Trade union representatives meeting with the Council of Ministers on Thursday.
PHILIPSBURG--Prime Minister Silveria Jacobs and at least three other ministers met with representatives of Windward Islands Chamber of Labor Unions (WICLU), ABVO St. Maarten, St. Maarten police union NAPB, Windward Islands Teachers Union (WITU), Windward Islands Civil Servants Union/Private Sector Union (WICSU/PSU), Windward Islands Federation of Labor (WIFOL) and the Anti-Poverty Platform on Thursday to discuss workers’ salary cuts and ongoing protest action.
According to a press release issued by the Cabinet of the Prime Minister late Thursday night, the meeting’s objective was to answer the unions’ questions about workers’ salary cuts and for government to be updated about the ongoing protests.
WICLU wrote a letter to government on June 19 and it was discussed during the meeting. The Daily Herald does not have a copy of this letter. However, according to the press release, WICLU explained that the cost-cutting conditions imposed by the Dutch government to receive further liquidity support violate human rights and, in some cases, international and local labour agreements.
“The unions in their letter further reiterated that these cost-cutting conditions are considered an act of social and racial discrimination within the kingdom, as they are only being implemented on this side of the Atlantic. Furthermore, the union would like the Council of Ministers to publicly state their agreement with this, and to follow up with further actions in … negotiations with the Netherlands,” said the Cabinet of the Prime Minister about the letter’s contents.
During the meeting Jacobs apologised for “not providing timely responses” to the unions, which only happened because of “the hard work to prepare and finalise all aspects to be able to comply with the proposed measures.”
The Council of Ministers also said they stand in solidarity with “workers who were out of work, underemployed or only receiving a portion of their pay because of the St.

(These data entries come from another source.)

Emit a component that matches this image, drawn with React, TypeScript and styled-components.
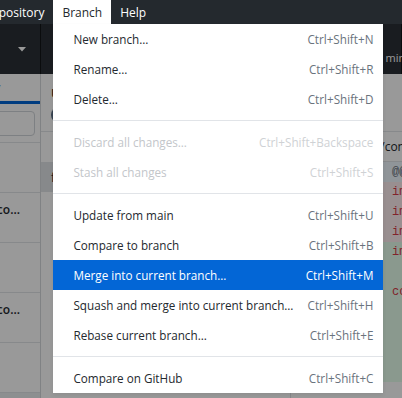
import React from "react";
import styled, { createGlobalStyle } from "styled-components";

const GlobalStyle = createGlobalStyle`
  html, body { margin: 0; padding: 0; }
  body {
    width: 402px;
    height: 398px;
    overflow: hidden;
    background: #ffffff;
    font-family: "Open Sans", "Noto Sans", sans-serif;
  }
  * { box-sizing: border-box; }
`;

const Window = styled.div`
  position: relative;
  width: 402px;
  height: 398px;
  overflow: hidden;
  display: flex;
  flex-direction: column;
  background: #ffffff;
  color: #24292e;
  font-size: 12px;
`;

/* ---------- menu bar ---------- */

const MenuBar = styled.nav`
  position: relative;
  z-index: 3;
  flex: none;
  height: 24px;
  display: flex;
  align-items: stretch;
  background: #24292e;
  margin-left: -145px;
`;

const MenuBarItem = styled.div<{ $open?: boolean }>`
  position: relative;
  display: flex;
  align-items: center;
  padding: 0 9px;
  font-size: 12px;
  white-space: nowrap;
  color: ${(p) => (p.$open ? "#24292e" : "#ffffff")};
  background: ${(p) => (p.$open ? "#ffffff" : "transparent")};
`;

const Dropdown = styled.ul`
  position: absolute;
  top: 100%;
  left: 0;
  width: 330px;
  margin: 0;
  padding: 0;
  list-style: none;
  background: #ffffff;
  color: #24292e;
  box-shadow: 0 2px 4px rgba(0, 0, 0, 0.08);
`;

const Item = styled.li<{ $active?: boolean; $disabled?: boolean }>`
  height: 30px;
  display: flex;
  align-items: center;
  justify-content: space-between;
  gap: 12px;
  padding: 0 10px 0 20px;
  font-size: 11.7px;
  white-space: nowrap;
  background: ${(p) => (p.$active ? "#0366d6" : "transparent")};
  color: ${(p) => (p.$active ? "#ffffff" : p.$disabled ? "#c3c6ca" : "#24292e")};
`;

const Shortcut = styled.span<{ $active?: boolean; $disabled?: boolean }>`
  color: ${(p) => (p.$active ? "#ffffff" : p.$disabled ? "#cfd2d5" : "#6a737d")};
`;

const Separator = styled.li`
  height: 1px;
  margin: 6px 0;
  background: #e1e4e8;
`;

/* ---------- app frame (dimmed) ---------- */

const Frame = styled.div`
  flex: 1;
  min-height: 0;
  width: 601px;
  margin-left: -199px;
  display: flex;
  flex-direction: column;
`;

const Toolbar = styled.div`
  flex: none;
  height: 50px;
  display: flex;
  background: #2a3036;
  color: #ffffff;
`;

const ToolbarButton = styled.div<{ $width?: number }>`
  ${(p) => (p.$width ? `width: ${p.$width}px; flex-shrink: 0;` : "flex: 1;")}
  display: flex;
  align-items: center;
  gap: 8px;
  padding: 0 14px 0 10px;
  border-right: 1px solid #111417;
  min-width: 0;
`;

const ToolbarText = styled.div`
  flex: 1;
  min-width: 0;
  display: flex;
  flex-direction: column;
  white-space: nowrap;
`;

const ToolbarTitle = styled.span`
  font-size: 11px;
  line-height: 16px;
  color: #d0d4d8;
`;

const ToolbarValue = styled.span`
  font-size: 11px;
  line-height: 15px;
  color: #ffffff;
`;

const ToolbarStrong = styled.span`
  font-size: 12px;
  font-weight: 600;
  line-height: 16px;
  color: #ffffff;
`;

const Body = styled.div`
  flex: 1;
  min-height: 0;
  display: flex;
  align-items: flex-start;
`;

const Sidebar = styled.aside`
  width: 240px;
  flex: none;
  align-self: stretch;
  display: flex;
  flex-direction: column;
  border-right: 1px solid #d6d9dc;
`;

const Tabs = styled.div`
  display: flex;
  height: 30px;
  flex: none;
`;

const Tab = styled.div<{ $selected?: boolean }>`
  flex: 1;
  display: flex;
  align-items: center;
  justify-content: center;
  font-size: 12px;
  color: #24292e;
  border-bottom: 3px solid ${(p) => (p.$selected ? "#0366d6" : "transparent")};
`;

const FilterRow = styled.div`
  height: 39px;
  flex: none;
  display: flex;
  align-items: flex-start;
  padding: 7px 5px 0 10px;
  border-bottom: 1px solid #e1e4e8;
`;

const FilterInput = styled.input`
  flex: 1;
  min-width: 0;
  height: 25px;
  margin: 0;
  border: 1px solid #d1d5da;
  border-radius: 4px;
  padding: 0 8px;
  font: inherit;
  font-size: 12px;
  background: #ffffff;
`;

const CommitList = styled.div`
  flex: none;
  display: flex;
  flex-direction: column;
`;

const CommitItem = styled.div<{ $selected?: boolean }>`
  height: 50px;
  flex: none;
  display: flex;
  flex-direction: column;
  justify-content: center;
  padding: 0 20px 0 10px;
  border-bottom: 1px solid #e1e4e8;
  background: ${(p) => (p.$selected ? "#ebeef1" : "#ffffff")};
`;

/* long titles are clipped on the left so their truncated tail stays at the right edge */
const CommitTitle = styled.div`
  direction: rtl;
  text-align: left;
  overflow: hidden;
  white-space: nowrap;
  font-size: 12px;
  font-weight: 600;
  line-height: 16px;
  color: #24292e;
`;

const TitleText = styled.span`
  display: inline-block;
  direction: ltr;
  unicode-bidi: isolate;
`;

const CommitMeta = styled.div`
  font-size: 11px;
  line-height: 16px;
  color: #6a737d;
  white-space: nowrap;
`;

const Main = styled.section`
  flex: 1;
  min-width: 0;
  align-self: stretch;
  display: flex;
  flex-direction: column;
`;

const CommitHeader = styled.div`
  height: 58px;
  flex: none;
  padding: 10px 10px 0 10px;
  border-bottom: 1px solid #e1e4e8;
  display: flex;
  flex-direction: column;
  gap: 5px;
`;

const HeaderTitle = styled.div`
  font-size: 13px;
  font-weight: 600;
  line-height: 18px;
  white-space: nowrap;
`;

const AuthorRow = styled.div`
  display: flex;
  align-items: center;
  gap: 6px;
  font-size: 11px;
  color: #586069;
`;

const Avatar = styled.span`
  width: 16px;
  height: 16px;
  border-radius: 50%;
  background: #5b6f86;
  flex-shrink: 0;
`;

const Split = styled.div`
  flex: 1;
  min-height: 0;
  display: flex;
`;

const FileList = styled.div`
  width: 250px;
  flex: none;
  border-right: 1px solid #e1e4e8;
  display: flex;
  flex-direction: column;
`;

const FileListHeader = styled.div`
  height: 30px;
  flex: none;
  display: flex;
  align-items: center;
  justify-content: center;
  font-size: 11px;
  color: #586069;
`;

const FileRow = styled.div<{ $selected?: boolean }>`
  height: 30px;
  flex: none;
  display: flex;
  align-items: center;
  padding: 0 10px;
  font-size: 12px;
  background: ${(p) => (p.$selected ? "#e1e4e8" : "transparent")};
  white-space: nowrap;
`;

const Diff = styled.div`
  flex: 1;
  min-width: 0;
  display: flex;
  flex-direction: column;
`;

const DiffHeader = styled.div`
  height: 30px;
  flex: none;
  display: flex;
  align-items: center;
  padding-left: 40px;
  font-size: 12px;
  white-space: nowrap;
  border-bottom: 1px solid #e1e4e8;
`;

type LineKind = "hunk" | "del" | "add" | "ctx";

const lineBg: Record<LineKind, string> = {
  hunk: "#f1f8ff",
  del: "#ffeef0",
  add: "#e6ffed",
  ctx: "#ffffff",
};

const DiffLine = styled.div<{ $kind: LineKind }>`
  height: 20px;
  flex: none;
  display: flex;
  align-items: center;
  background: ${(p) => lineBg[p.$kind]};
  font-family: "Liberation Mono", "DejaVu Sans Mono", monospace;
  font-size: 12px;
  white-space: pre;
`;

const Gutter = styled.span`
  width: 45px;
  flex-shrink: 0;
  text-align: right;
  padding-right: 6px;
  color: #959da5;
`;

const Code = styled.span<{ $kind: LineKind }>`
  padding-left: 11px;
  color: ${(p) => (p.$kind === "hunk" ? "#6a737d" : "#d73a49")};
`;

const Dim = styled.div`
  position: absolute;
  top: 24px;
  left: 0;
  right: 0;
  bottom: 0;
  z-index: 2;
  background: rgba(0, 0, 0, 0.4);
`;

/* ---------- icons ---------- */

const Caret = () => (
  <svg width="8" height="5" viewBox="0 0 8 5">
    <path d="M0 0h8L4 4.5z" fill="#ffffff" />
  </svg>
);

const BranchIcon = () => (
  <svg width="16" height="16" viewBox="0 0 16 16" fill="#ffffff">
    <path d="M5 3.25a.75.75 0 1 1-1.5 0 .75.75 0 0 1 1.5 0Zm0 2.122a2.25 2.25 0 1 0-1.5 0v5.256a2.251 2.251 0 1 0 1.5 0V5.372ZM4.25 12a.75.75 0 1 0 0 1.5.75.75 0 0 0 0-1.5ZM11.5 3.25a.75.75 0 1 1 1.5 0 .75.75 0 0 1-1.5 0Zm.75-2.250a2.25 2.25 0 0 0-.75 4.372V6.5a.75.75 0 0 1-.75.75H6.5v1.5h4.25a2.25 2.25 0 0 0 2.250-2.25V5.372A2.25 2.25 0 0 0 12.25 1Z" />
  </svg>
);

const SyncIcon = () => (
  <svg width="16" height="16" viewBox="0 0 16 16" fill="#ffffff">
    <path d="M8 2.5a5.487 5.487 0 0 0-4.131 1.869l1.204 1.204A.25.25 0 0 1 4.896 6H1.25A.25.25 0 0 1 1 5.75V2.104a.25.25 0 0 1 .427-.177l1.38 1.38A7.001 7.001 0 0 1 14.95 7.16a.75.75 0 0 1-1.49.178A5.501 5.501 0 0 0 8 2.5ZM1.705 8.005a.75.75 0 0 1 .834.656 5.501 5.501 0 0 0 9.592 2.97l-1.204-1.204a.25.25 0 0 1 .177-.427h3.646a.25.25 0 0 1 .25.25v3.646a.25.25 0 0 1-.427.177l-1.38-1.38A7.001 7.001 0 0 1 1.05 8.84a.75.75 0 0 1 .656-.834Z" />
  </svg>
);

/* ---------- data ---------- */

type MenuEntry =
  | { sep: true }
  | { label: string; key: string; disabled?: boolean; active?: boolean };

const branchMenu: MenuEntry[] = [
  { label: "New branch…", key: "Ctrl+Shift+N" },
  { label: "Rename…", key: "Ctrl+Shift+R" },
  { label: "Delete…", key: "Ctrl+Shift+D" },
  { sep: true },
  { label: "Discard all changes…", key: "Ctrl+Shift+Backspace", disabled: true },
  { label: "Stash all changes", key: "Ctrl+Shift+S", disabled: true },
  { sep: true },
  { label: "Update from main", key: "Ctrl+Shift+U" },
  { label: "Compare to branch", key: "Ctrl+Shift+B" },
  { label: "Merge into current branch…", key: "Ctrl+Shift+M", active: true },
  { label: "Squash and merge into current branch…", key: "Ctrl+Shift+H" },
  { label: "Rebase current branch…", key: "Ctrl+Shift+E" },
  { sep: true },
  { label: "Compare on GitHub", key: "Ctrl+Shift+C" },
];

const commits = [
  { title: "Fix typo in readme", meta: "octocat • 2 hours ago" },
  { title: "Move renderer setup into the bootstrap co...", meta: "octocat • 3 hours ago" },
  { title: "Bump dependencies", meta: "octocat • 1 day ago" },
  { title: "Extract shared settings into a separate co...", meta: "octocat • 2 days ago" },
  { title: "Add tests", meta: "octocat • 3 days ago" },
  { title: "Initial commit", meta: "octocat • 4 days ago", selected: true },
];

const diffLines: { kind: LineKind; old: string; cur: string; text: string }[] = [
  { kind: "hunk", old: "", cur: "", text: "@@ -1,5 +1,6 @@" },
  { kind: "del", old: "1", cur: "", text: "import React from 'react'" },
  { kind: "del", old: "2", cur: "", text: "import { render } from 'react-dom'" },
  { kind: "del", old: "3", cur: "", text: "import App from './App'" },
  { kind: "add", old: "", cur: "1", text: "import { createRoot } from 'react-dom/client'" },
  { kind: "add", old: "", cur: "2", text: "" },
  { kind: "add", old: "", cur: "3", text: "const root = createRoot(container)" },
  { kind: "add", old: "", cur: "4", text: "  root.render(<App />)" },
  { kind: "add", old: "", cur: "5", text: "  // mounted" },
  { kind: "add", old: "", cur: "6", text: "" },
  { kind: "add", old: "", cur: "7", text: "" },
];

export default function App() {
  return (
    <>
      <GlobalStyle />
      <Window>
        <MenuBar>
          <MenuBarItem>File</MenuBarItem>
          <MenuBarItem>Edit</MenuBarItem>
          <MenuBarItem>View</MenuBarItem>
          <MenuBarItem>Repository</MenuBarItem>
          <MenuBarItem $open>
            Branch
            <Dropdown>
              {branchMenu.map((m, i) =>
                "sep" in m ? (
                  <Separator key={i} />
                ) : (
                  <Item key={i} $active={m.active} $disabled={m.disabled}>
                    <span>{m.label}</span>
                    <Shortcut $active={m.active} $disabled={m.disabled}>
                      {m.key}
                    </Shortcut>
                  </Item>
                )
              )}
            </Dropdown>
          </MenuBarItem>
          <MenuBarItem>Help</MenuBarItem>
        </MenuBar>

        <Frame>
          <Toolbar>
            <ToolbarButton $width={240}>
              <ToolbarText>
                <ToolbarTitle>Current repository</ToolbarTitle>
                <ToolbarStrong>desktop</ToolbarStrong>
              </ToolbarText>
              <Caret />
            </ToolbarButton>
            <ToolbarButton $width={236}>
              <BranchIcon />
              <ToolbarText>
                <ToolbarTitle>Current branch</ToolbarTitle>
                <ToolbarStrong>feature</ToolbarStrong>
              </ToolbarText>
              <Caret />
            </ToolbarButton>
            <ToolbarButton>
              <SyncIcon />
              <ToolbarText>
                <ToolbarStrong>Fetch origin</ToolbarStrong>
                <ToolbarValue>Last fetched 5 minutes ago</ToolbarValue>
              </ToolbarText>
            </ToolbarButton>
          </Toolbar>

          <Body>
            <Sidebar>
              <Tabs>
                <Tab>Changes</Tab>
                <Tab $selected>History</Tab>
              </Tabs>
              <FilterRow>
                <FilterInput readOnly />
              </FilterRow>
              <CommitList>
                {commits.map((c, i) => (
                  <CommitItem key={i} $selected={c.selected}>
                    <CommitTitle>
                      <TitleText>{c.title}</TitleText>
                    </CommitTitle>
                    <CommitMeta>{c.meta}</CommitMeta>
                  </CommitItem>
                ))}
              </CommitList>
            </Sidebar>

            <Main>
              <CommitHeader>
                <HeaderTitle>Update frontend config</HeaderTitle>
                <AuthorRow>
                  <Avatar />
                  <span>octocat</span>
                </AuthorRow>
              </CommitHeader>
              <Split>
                <FileList>
                  <FileListHeader>1 changed file</FileListHeader>
                  <FileRow $selected>frontend/config/index.tsx</FileRow>
                </FileList>
                <Diff>
                  <DiffHeader>frontend/config/index.tsx</DiffHeader>
                  {diffLines.map((l, i) => (
                    <DiffLine key={i} $kind={l.kind}>
                      <Gutter>{l.old}</Gutter>
                      <Gutter>{l.cur}</Gutter>
                      <Code $kind={l.kind}>{l.text}</Code>
                    </DiffLine>
                  ))}
                </Diff>
              </Split>
            </Main>
          </Body>
        </Frame>

        <Dim />
      </Window>
    </>
  );
}
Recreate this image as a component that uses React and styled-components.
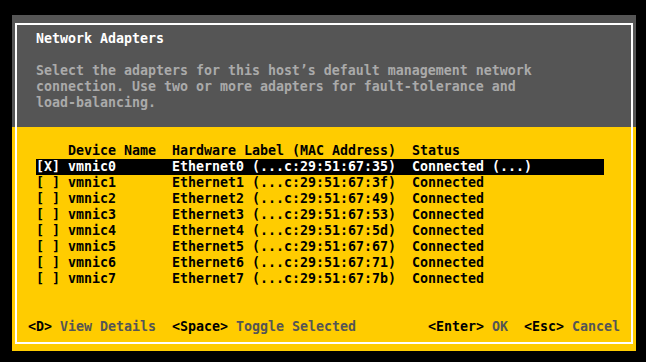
import React from "react"
import styled, { createGlobalStyle } from "styled-components"

const GlobalStyle = createGlobalStyle`
    html, body {
        margin: 0;
        padding: 0;
        background: #000;
    }
`

const Screen = styled.div`
    width: 646px;
    height: 362px;
    background: #000;
    padding: 15px 10px 11px 12px;
    box-sizing: border-box;
    font-family: "DejaVu Sans Mono", "Liberation Mono", monospace;
    font-weight: bold;
    font-size: 13.29px;
    line-height: 16px;
    white-space: pre;
`

const Dialog = styled.div`
    position: relative;
    width: 624px;
    height: 336px;
    display: flex;
    flex-direction: column;
`

const Frame = styled.div`
    position: absolute;
    top: 8px;
    left: 3px;
    right: 3px;
    bottom: 7px;
    border: 2px solid #fff;
    pointer-events: none;
`

const Header = styled.div`
    height: 112px;
    background: #555555;
    padding: 16px 0 0 24px;
    box-sizing: border-box;
`

const Title = styled.div`
    color: #fff;
    height: 32px;
`

const Description = styled.div`
    color: #aaaaaa;
`

const Body = styled.div`
    flex: 1;
    background: #ffcc00;
    padding: 16px 0 0 0;
    display: flex;
    flex-direction: column;
`

const Table = styled.div`
    padding-left: 24px;
`

const Row = styled.div`
    display: grid;
    grid-template-columns: 32px 104px 240px 1fr;
    width: 568px;
    height: 16px;
    color: ${props => (props.$selected ? "#fff" : "#000")};
    background: ${props => (props.$selected ? "#000" : "transparent")};
`

const Footer = styled.div`
    margin-top: 32px;
    padding-left: 16px;
    display: grid;
    grid-template-columns: 144px 256px 96px 1fr;
    height: 16px;
`

const Key = styled.span`
    color: #000;
`

const Label = styled.span`
    color: #555555;
`

const adapters = [
    { name: "vmnic0", mac: "35", status: "Connected (...)", selected: true },
    { name: "vmnic1", mac: "3f", status: "Connected" },
    { name: "vmnic2", mac: "49", status: "Connected" },
    { name: "vmnic3", mac: "53", status: "Connected" },
    { name: "vmnic4", mac: "5d", status: "Connected" },
    { name: "vmnic5", mac: "67", status: "Connected" },
    { name: "vmnic6", mac: "71", status: "Connected" },
    { name: "vmnic7", mac: "7b", status: "Connected" },
]

const actions = [
    { key: "<D>", label: "View Details" },
    { key: "<Space>", label: "Toggle Selected" },
    { key: "<Enter>", label: "OK" },
    { key: "<Esc>", label: "Cancel" },
]

const App = () => {
    return (
        <Screen>
            <GlobalStyle />
            <Dialog>
                <Header>
                    <Title>Network Adapters</Title>
                    <Description>
                        {"Select the adapters for this host\u2019s default management network\nconnection. Use two or more adapters for fault-tolerance and\nload-balancing."}
                    </Description>
                </Header>
                <Body>
                    <Table>
                        <Row>
                            <span></span>
                            <span>Device Name</span>
                            <span>Hardware Label (MAC Address)</span>
                            <span>Status</span>
                        </Row>
                        {adapters.map((a, i) => (
                            <Row key={a.name} $selected={a.selected}>
                                <span>{a.selected ? "[X]" : "[ ]"}</span>
                                <span>{a.name}</span>
                                <span>{`Ethernet${i} (...c:29:51:67:${a.mac})`}</span>
                                <span>{a.status}</span>
                            </Row>
                        ))}
                    </Table>
                    <Footer>
                        {actions.map(a => (
                            <span key={a.key}>
                                <Key>{a.key}</Key> <Label>{a.label}</Label>
                            </span>
                        ))}
                    </Footer>
                </Body>
                <Frame />
            </Dialog>
        </Screen>
    )
}

export default App
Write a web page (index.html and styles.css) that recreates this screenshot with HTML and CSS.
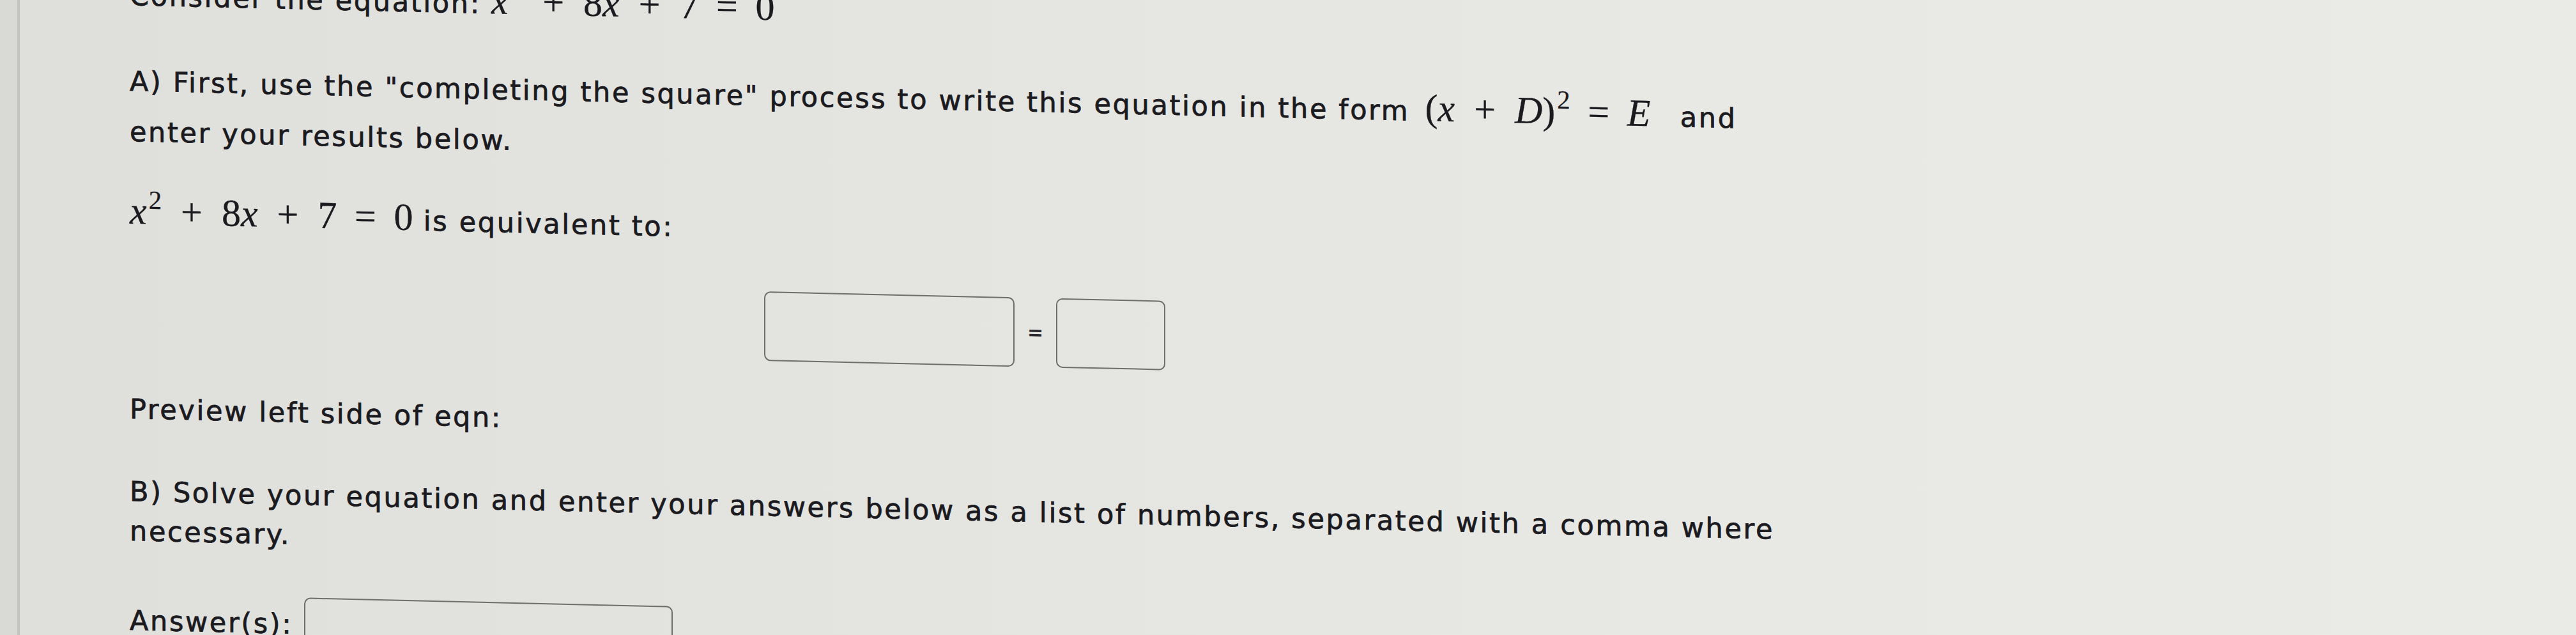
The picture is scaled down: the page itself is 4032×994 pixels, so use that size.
FILE: index.html
```html
<!DOCTYPE html>
<html lang="en">
<head>
<meta charset="utf-8">
<title>Completing the square</title>
<link rel="stylesheet" href="styles.css">
</head>
<body>
<div class="screen">
  <div class="gutter"></div>
  <main class="content">
    <div class="question">
      <p class="intro">Consider the equation: <span class="math"><i>x</i><sup>2</sup><span class="op">+</span>8<i>x</i><span class="op">+</span>7<span class="rel">=</span>0</span></p>
      <p class="text">A) First, use the "completing the square" process to write this equation in the form <span class="math math-deep">(<i>x</i><span class="op">+</span><i>D</i>)<sup>2</sup><span class="rel">=</span><i>E</i></span> and enter your results below.</p>
      <p class="text"><span class="math"><i>x</i><sup>2</sup><span class="op">+</span>8<i>x</i><span class="op">+</span>7<span class="rel">=</span>0</span> is equivalent to:</p>
      <div class="eqrow">
        <input class="box box-wide" type="text" aria-label="left side">
        <span class="eqsign">=</span>
        <input class="box box-small" type="text" aria-label="right side">
      </div>
      <p class="text">Preview left side of eqn:</p>
      <p class="text">B) Solve your equation and enter your answers below as a list of numbers, separated with a comma where necessary.</p>
      <div class="answer">
        <span class="text answer-label">Answer(s):</span>
        <input class="box box-answer" type="text" aria-label="answers">
      </div>
    </div>
  </main>
</div>
</body>
</html>
```

FILE: styles.css
```css
* { box-sizing: border-box; }

html, body {
  margin: 0;
  padding: 0;
}

body {
  width: 4032px;
  height: 994px;
  overflow: hidden;
  background: linear-gradient(to right, #dfdfdb 0%, #e3e3df 30%, #e8e8e4 65%, #eaeae6 100%);
  font-family: "DejaVu Sans", Verdana, sans-serif;
  color: #1a1a1f;
}

.screen {
  display: flex;
  height: 994px;
}

.gutter {
  width: 31px;
  flex: none;
  background: #d9d9d5;
  border-right: 4px solid #c3c3bf;
}

.content {
  flex: none;
  padding-left: 172px;
}

.question {
  width: 2614px;
  margin-top: -38px;
  display: flex;
  flex-direction: column;
  gap: 67px;
  transform: skewY(1.33deg);
  transform-origin: 0 0;
}

.question p { margin: 0; }

.text, .intro {
  font-size: 43px;
  line-height: 62px;
  letter-spacing: 2.65px;
  -webkit-text-stroke: 0.75px currentColor;
}

.intro { margin-bottom: 18px; }

.math {
  font-family: "Liberation Serif", "Times New Roman", serif;
  font-size: 60px;
  line-height: 0;
  letter-spacing: 0;
  white-space: nowrap;
  -webkit-text-stroke: 0.3px currentColor;
}

.math-deep {
  display: inline-block;
  line-height: 62px;
  padding-bottom: 22px;
  margin-left: 8px;
  margin-right: 30px;
}

.math i { font-style: italic; }

.math sup {
  font-size: 0.68em;
  line-height: 0;
  vertical-align: 0.58em;
  margin-left: 3px;
}

.math .op { margin: 0 0.5em; }
.math .rel { margin: 0 0.46em; }

.eqrow {
  display: flex;
  align-items: center;
  justify-content: center;
  gap: 20px;
  height: 109px;
}

.box {
  display: block;
  height: 109px;
  border: 2.5px solid #6e6e6c;
  border-radius: 10px;
  background: transparent;
  outline: none;
  padding: 0;
  margin: 0;
  font: inherit;
}

.box-wide { width: 392px; }
.box-small { width: 171px; }

.eqsign {
  font-family: "DejaVu Sans", sans-serif;
  font-weight: bold;
  font-size: 30px;
  line-height: 30px;
  color: #2a2a2e;
}

.answer {
  display: flex;
  align-items: flex-start;
  gap: 18px;
}

.answer-label { margin-top: 11px; }

.box-answer {
  width: 577px;
  height: 100px;
}
```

Maarten Stimulus and Relief Plan.”
According to the press release, the ministers told union representatives that “no salaries of civil servants would be cut, and the understanding related to the vacation pay cut was indeed what had been agreed on in previous meetings.”
According to a notice on government’s website, civil servants will be paid only half of their vacation allowance this year and in 2021. Starting in 2022, government will pay a maximum additional amount of 25 per cent in vacation allowances per year until the total amount of unpaid vacation allowances from 2020 and 2021 has been fully repaid.
Trade union representatives spoke about challenges with workers in the private sector, as well as other areas of concern.
“The Council of Ministers will continue to deliberate on the matter, considering the arguments presented and the letter sent by the WICLU, to determine what concrete actions should follow. … The unions will also receive responses within short to all written correspondences received,” said the Cabinet of the Prime Minister.